WASHINGTON - Automotive finance companies haven't broken out the champagne just yet but they are close to a big victory in the nation's capital.
Bills passed by the House and Senate to overhaul federal bankruptcy law include provisions that would curtail drastically a practice called cramdown. It's a change the lenders have been seeking for years.
With cramdown, a car buyer who goes into bankruptcy is responsible only for the market value of his vehicle, not the amount of the loan on the vehicle, which is often more.
With personal bankruptcies soaring, losses to automotive lenders because of cramdown have skyrocketed, lobbyists for the finance companies and their parent automakers say.
'It was good news for us, good news and a good win,' said Janet Mullins Grissom, Ford Motor Co.'s vice president for Washington affairs, after the Senate voted 83-15 for its version of the legislation on Wednesday, March 15. Lobbying was a long-term team effort by automakers and credit companies, she said.
A conference committee is expected to resolve differences between Senate-passed and House-passed versions of the legislation. President Bush has indicated he'll sign the final bill. President Clinton vetoed similar legislation last year.
The main difference in the new versions on cramdown is that the House version would count the full value of the vehicle debt for the first five years of an auto loan. The Senate bill says three years.
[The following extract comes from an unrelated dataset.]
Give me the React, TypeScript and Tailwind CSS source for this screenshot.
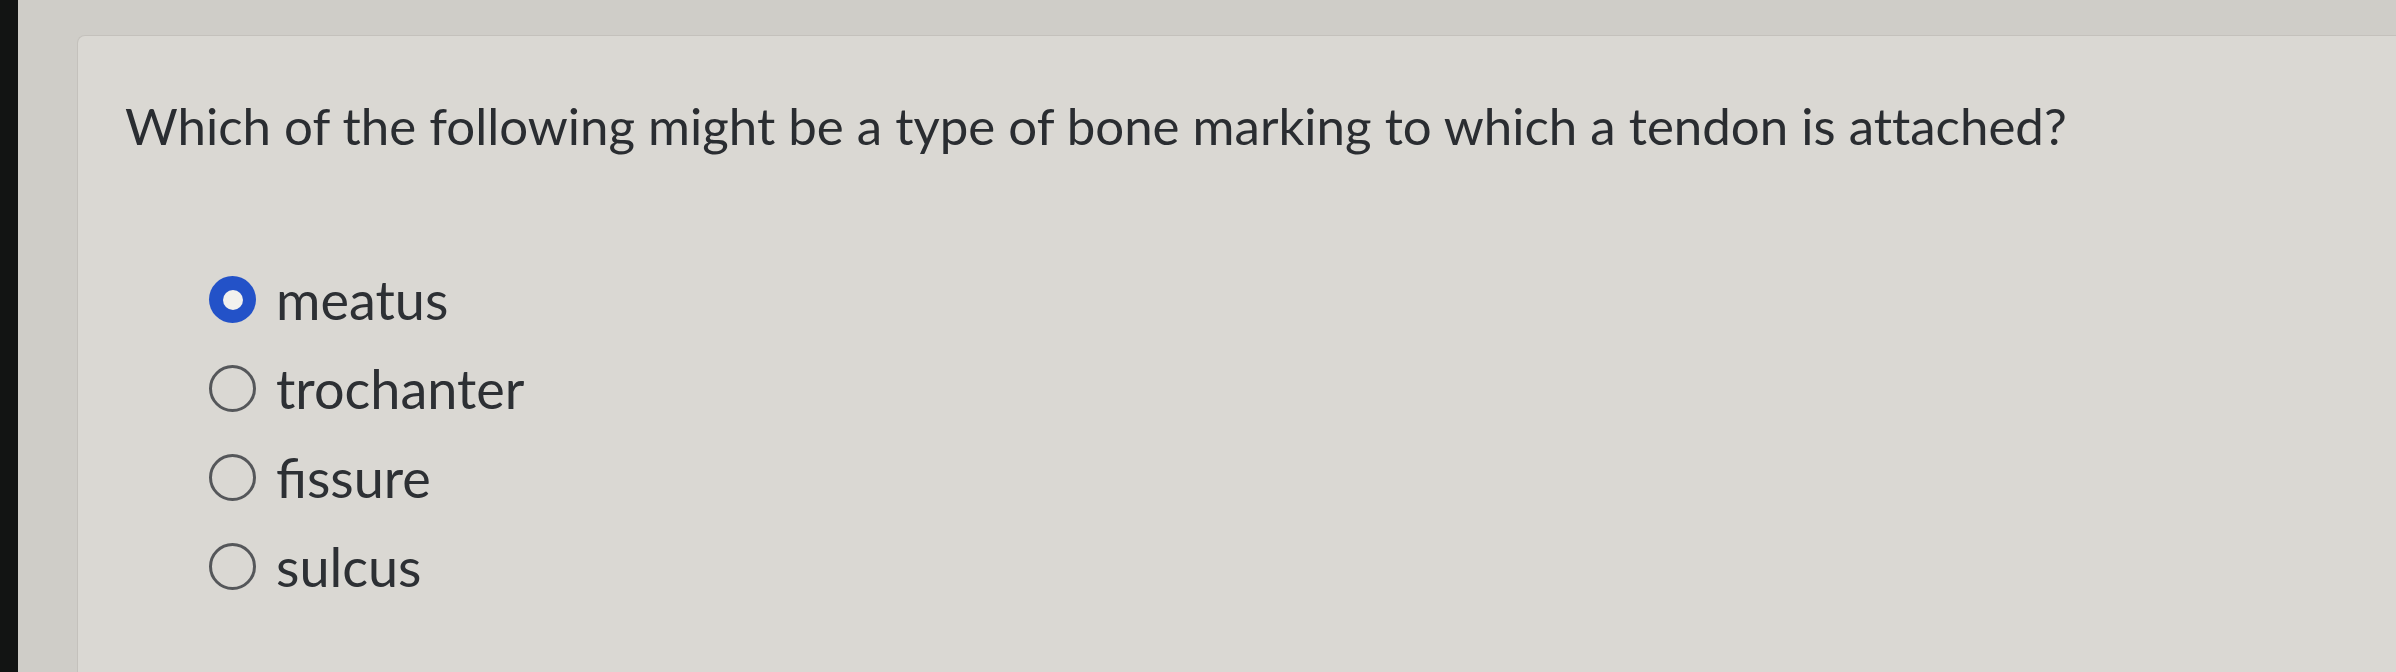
import React from "react";

const options = [
  { label: "meatus", checked: true },
  { label: "trochanter", checked: false },
  { label: "fissure", checked: false },
  { label: "sulcus", checked: false },
];

function Radio({ checked }: { checked: boolean }) {
  if (checked) {
    return (
      <span className="flex h-[47px] w-[47px] shrink-0 items-center justify-center rounded-full bg-[#2352c8]">
        <span className="h-[20px] w-[20px] rounded-full bg-[#f2f1ee]" />
      </span>
    );
  }
  return (
    <span className="h-[47px] w-[47px] shrink-0 rounded-full border-[3px] border-[#55575a]" />
  );
}

export default function App() {
  return (
    <div
      className="flex h-[672px] w-[2396px] overflow-hidden bg-[#cfcdc8]"
      style={{ fontFamily: "Lato, 'Open Sans', sans-serif" }}
    >
      <div className="w-[18px] shrink-0 bg-[#121413]" />
      <div className="flex-1 pl-[59px] pt-[35px]">
        <div className="h-full rounded-tl-lg border-l border-t border-[#c4c1bc] bg-[#dad8d3] pl-[47px] pt-[58px] text-[#2a2d31]">
          <h1 className="text-[51px] leading-[64px] [font-variant-ligatures:no-common-ligatures]">
            Which of the following might be a type of bone marking to which a tendon is attached?
          </h1>
          <ul className="mt-[118px] flex flex-col gap-[42px] pl-[84px]">
            {options.map((o) => (
              <li key={o.label} className="flex h-[47px] items-center gap-[20px]">
                <Radio checked={o.checked} />
                <span className="text-[54px] leading-[47px] text-[#2d3034]">{o.label}</span>
              </li>
            ))}
          </ul>
        </div>
      </div>
    </div>
  );
}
Sen. Richard Durbin, D-Ill., wanted to disallow cramdown only in the first six months of a loan. He contended the change would eliminate fraudulent use of bankruptcy laws - by people who take on huge debts with the intention of declaring bankruptcy - but would help vehicle owners who go bankrupt because of misfortune. The Senate cut off debate and passed the bill without considering the Durbin alternative.
Car dealers also succeeded in attaching a provision they want to the voluminous bankruptcy legislation.
It would give dealers 30 days instead of the current 20 to perfect liens on vehicles they sell - that is, to get all the paperwork on liens in order.
Lobbyists for the National Automobile Dealers Association said that if a lien isn't perfected and a buyer enters bankruptcy, the auto loan becomes unsecured credit and may be more difficult to collect during a bankruptcy proceeding.